His father took up a pastoral property at Koonunga in 1841, which Ned helped manage, then in 1843 took a position as accountant and store manager at the newly opened Kapunda copper mine at Kapunda. In 1850 he was appointed a director of the South Kapunda mine.

Pastoral interests
His properties included the Murthoo Run 1846–, Ned's Corner, on the River Murray, 1854–, Kulnine, Wall Wall, "Beefacres" (now Windsor Gardens) on the River Torrens, from 1853 to 1864, Mudla Wirra (with Richard Bowen Colley) 1865–, description of Beefacres at http://nla.gov.au/nla.news-article50169874

He purchased Northern Territory lease No.1 and No.2 Undoolya Station, some 10km east of Alice Springs in 1872, then his son Ted, his stepson James Churchill-Smith (1851 – 3 October 1922), and William Gilbert (1850–1923), son of Joseph Gilbert, drove 1,000 head of cattle to Undoolya Station from Adelaide and built the first homestead.

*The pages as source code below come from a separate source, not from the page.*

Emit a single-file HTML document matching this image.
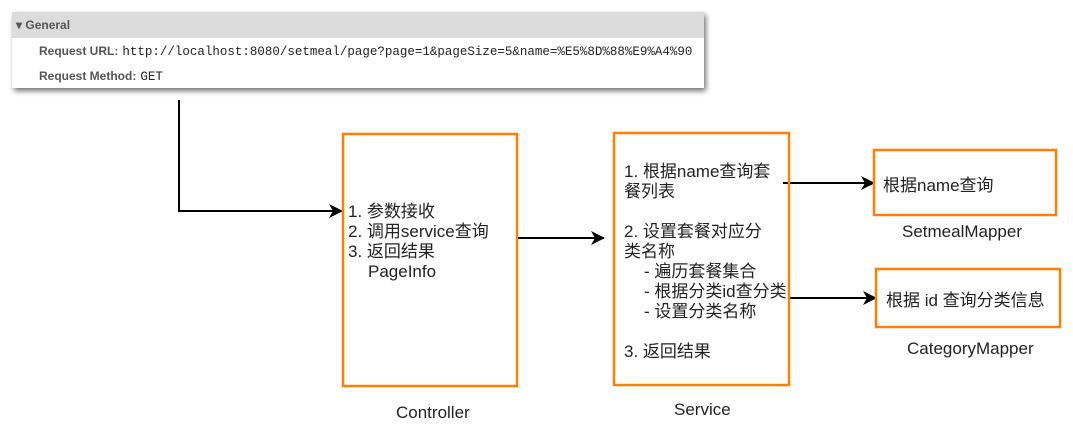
<!DOCTYPE html>
<html><head><meta charset="utf-8"><style>
body{margin:0;width:1073px;height:431px;background:#fff;overflow:hidden;position:relative;font-family:"Liberation Sans","Noto Sans CJK SC",sans-serif}
.panel{position:absolute;left:12px;top:12px;width:692px;height:76px;background:#fff;box-shadow:2px 3px 5px rgba(0,0,0,.55)}
.hd{height:26px;background:#dcdcdc;font:bold 12px "Liberation Sans",sans-serif;color:#555;line-height:26px;padding-left:4px}
.row{position:absolute;left:27px;font:bold 12px "Liberation Sans",sans-serif;color:#555}
.row span{font:12.5px "Liberation Mono",monospace;color:#222;font-weight:normal;margin-left:4px}
svg{position:absolute;left:0;top:0}
svg text{font-family:"Liberation Sans","Noto Sans CJK SC",sans-serif;font-size:17px;fill:#222}
</style></head><body>
<div class="panel"><div class="hd">▾ General</div>
<div class="row" style="top:32px">Request URL:<span>http://localhost:8080/setmeal/page?page=1&amp;pageSize=5&amp;name=%E5%8D%88%E9%A4%90</span></div>
<div class="row" style="top:57px">Request Method:<span>GET</span></div>
</div>
<svg width="1073" height="431">
<defs><marker id="a" markerWidth="14" markerHeight="14" refX="13" refY="7" orient="auto" markerUnits="userSpaceOnUse"><path d="M0,0 L14,7 L0,14 L4,7Z" fill="#000"/></marker></defs>
<g stroke="#000" stroke-width="2" fill="none">
<path d="M179,100 V211 H342" marker-end="url(#a)"/>
<path d="M517,238 H604" marker-end="url(#a)"/>
<path d="M783,183 H874" marker-end="url(#a)"/>
<path d="M789,298 H876" marker-end="url(#a)"/>
</g>
<g stroke="#ff8000" stroke-width="2.5" fill="none">
<rect x="343" y="134" width="174" height="252"/>
<rect x="614" y="133" width="175" height="252"/>
<rect x="874" y="150" width="182" height="65"/>
<rect x="876" y="269" width="184" height="58"/>
</g>
<text x="348" y="217">1. 参数接收</text>
<text x="348" y="237">2. 调用service查询</text>
<text x="348" y="257">3. 返回结果</text>
<text x="368" y="277">PageInfo</text>
<text x="624" y="177">1. 根据name查询套</text>
<text x="624" y="197">餐列表</text>
<text x="624" y="237">2. 设置套餐对应分</text>
<text x="624" y="257">类名称</text>
<text x="644" y="277">- 遍历套餐集合</text>
<text x="644" y="297">- 根据分类id查分类</text>
<text x="644" y="317">- 设置分类名称</text>
<text x="624" y="357">3. 返回结果</text>
<text x="883" y="191">根据name查询</text>
<text x="886" y="306">根据 id 查询分类信息</text>
<text x="396" y="418">Controller</text>
<text x="674" y="415">Service</text>
<text x="902" y="237">SetmealMapper</text>
<text x="907" y="354">CategoryMapper</text>
</svg>
</body></html>
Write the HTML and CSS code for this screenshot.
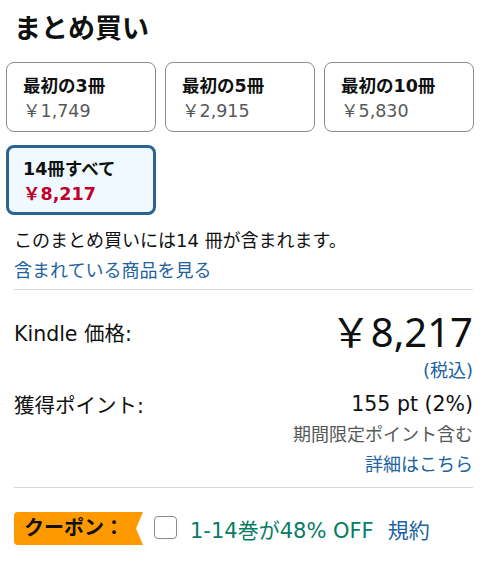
FILE: index.html
```html
<!DOCTYPE html>
<html lang="ja">
<head>
    <meta charset="UTF-8">
    <meta name="viewport" content="width=device-width, initial-scale=1.0">
    <title>まとめ買い</title>
    <link rel="stylesheet" href="styles.css">
</head>
<body>
    <div class="panel">
        <h2 class="title">まとめ買い</h2>

        <div class="swatches">
            <div class="swatch">
                <div class="swatch-name">最初の3冊</div>
                <div class="swatch-price">￥1,749</div>
            </div>
            <div class="swatch">
                <div class="swatch-name">最初の5冊</div>
                <div class="swatch-price">￥2,915</div>
            </div>
            <div class="swatch">
                <div class="swatch-name">最初の10冊</div>
                <div class="swatch-price">￥5,830</div>
            </div>
            <div class="swatch selected">
                <div class="swatch-name">14冊すべて</div>
                <div class="swatch-price">￥8,217</div>
            </div>
        </div>

        <div class="summary">
            <div>このまとめ買いには14 冊が含まれます。</div>
            <a class="link" href="#">含まれている商品を見る</a>
        </div>

        <hr class="divider">

        <div class="price-row">
            <span class="label">Kindle 価格:</span>
            <span class="big-price">￥8,217</span>
        </div>
        <div class="note"><a class="link" href="#">(税込)</a></div>

        <div class="points-row">
            <span class="label">獲得ポイント:</span>
            <span class="points">155 pt (2%)</span>
        </div>
        <div class="note muted">期間限定ポイント含む</div>
        <div class="note"><a class="link" href="#">詳細はこちら</a></div>

        <hr class="divider">

        <div class="coupon">
            <span class="coupon-badge">クーポン：</span>
            <span class="checkbox"></span>
            <span class="coupon-text">1-14巻が48% OFF</span>
            <a class="link coupon-terms" href="#">規約</a>
        </div>
    </div>
</body>
</html>
```

FILE: styles.css
```css
body {
    margin: 0;
    font-family: "DejaVu Sans", "Noto Sans CJK JP", sans-serif;
    color: #0f1111;
    background: #fff;
}
.panel {
    padding: 0 15px 0 14px;
}
.title {
    margin: 0;
    padding-top: 11px;
    font-size: 27px;
    line-height: 36px;
    font-weight: bold;
}
.swatches {
    display: grid;
    grid-template-columns: repeat(3, 150px);
    column-gap: 9px;
    row-gap: 13px;
    margin: 15px 0 0 -8px;
}
.swatch {
    border: 1px solid #888c8c;
    border-radius: 8px;
    padding: 11px 15px 7px 16px;
    line-height: 25px;
    font-size: 17.5px;
}
.swatch-name {
    font-weight: bold;
}
.swatch-price {
    color: #565959;
}
.swatch.selected {
    border: 3px solid #2b6494;
    padding: 9px 13px 5px 14px;
    background: #eff9ff;
}
.swatch.selected .swatch-price {
    color: #c0002a;
    font-weight: bold;
}
.summary {
    margin-top: 11px;
    font-size: 18px;
    line-height: 30px;
}
.link {
    color: #2162a1;
    text-decoration: none;
}
.summary .link {
    display: block;
}
.divider {
    border: 0;
    border-top: 1px solid #d5d9d9;
    margin: 3px 0 0;
}
.price-row {
    display: flex;
    justify-content: space-between;
    align-items: center;
    height: 44px;
    margin-top: 20px;
}
.label {
    font-size: 20.5px;
}
.big-price {
    font-family: "Noto Sans", "Noto Sans CJK JP", sans-serif;
    font-size: 40px;
    line-height: 44px;
}
.note {
    text-align: right;
    font-size: 18px;
    line-height: 30px;
}
.price-row + .note {
    margin-top: 2px;
}
.points-row {
    display: flex;
    justify-content: space-between;
    align-items: center;
    height: 30px;
    margin-top: 3px;
}
.points {
    font-size: 20.5px;
}
.muted {
    color: #565959;
    margin-top: 1px;
}
.note + .divider {
    margin-top: 7px;
}
.coupon {
    display: flex;
    align-items: center;
    margin-top: 24px;
}
.coupon-badge {
    box-sizing: border-box;
    width: 129px;
    height: 33px;
    line-height: 33px;
    padding-left: 10px;
    background: #fe9900;
    border-radius: 4px 0 0 4px;
    font-size: 20px;
    font-weight: bold;
    clip-path: polygon(0 0, 100% 0, calc(100% - 7px) 50%, 100% 100%, 0 100%);
}
.checkbox {
    box-sizing: border-box;
    width: 23px;
    height: 23px;
    margin-left: 11px;
    border: 1px solid #888c8c;
    border-radius: 4px;
    margin-top: -3px;
}
.coupon-text {
    margin-left: 13px;
    color: #067d62;
    font-size: 21px;
}
.coupon-terms {
    margin-left: 14px;
    font-size: 21px;
}
```
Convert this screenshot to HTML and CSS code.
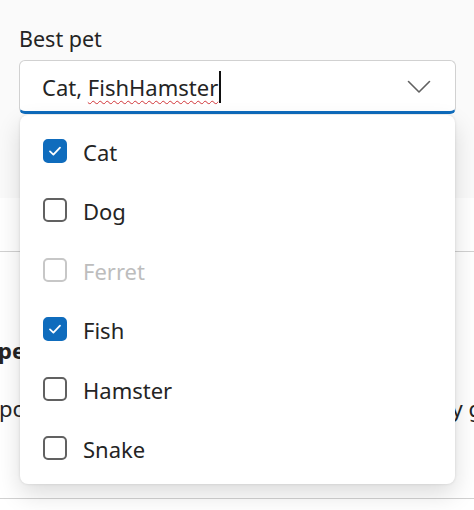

He took out a pastoral lease on Dalhousie Springs in 1873 and built the homestead (c. 100km north of Oodnadatta), which is now in ruins. This area figured prominently in the search for Ludwig Leichhardt. Charles Todd ran the Overland Telegraph Line from Port Augusta to Macumba Well (c. 40km north of Oodnadatta), with Benjamin Babbage supervising that part of the line, which was contracted by Bagot. His son, E. M. "Ted" Bagot, died there in 1881. The property, of  of excellent grazing country was purchased by John Lewis (father of Essington Lewis) in 1896.

He was persuaded to take up a mining lease in 1874, and set up the "Golden Reef Company", but dissolved it as soon as he found the claim worthless.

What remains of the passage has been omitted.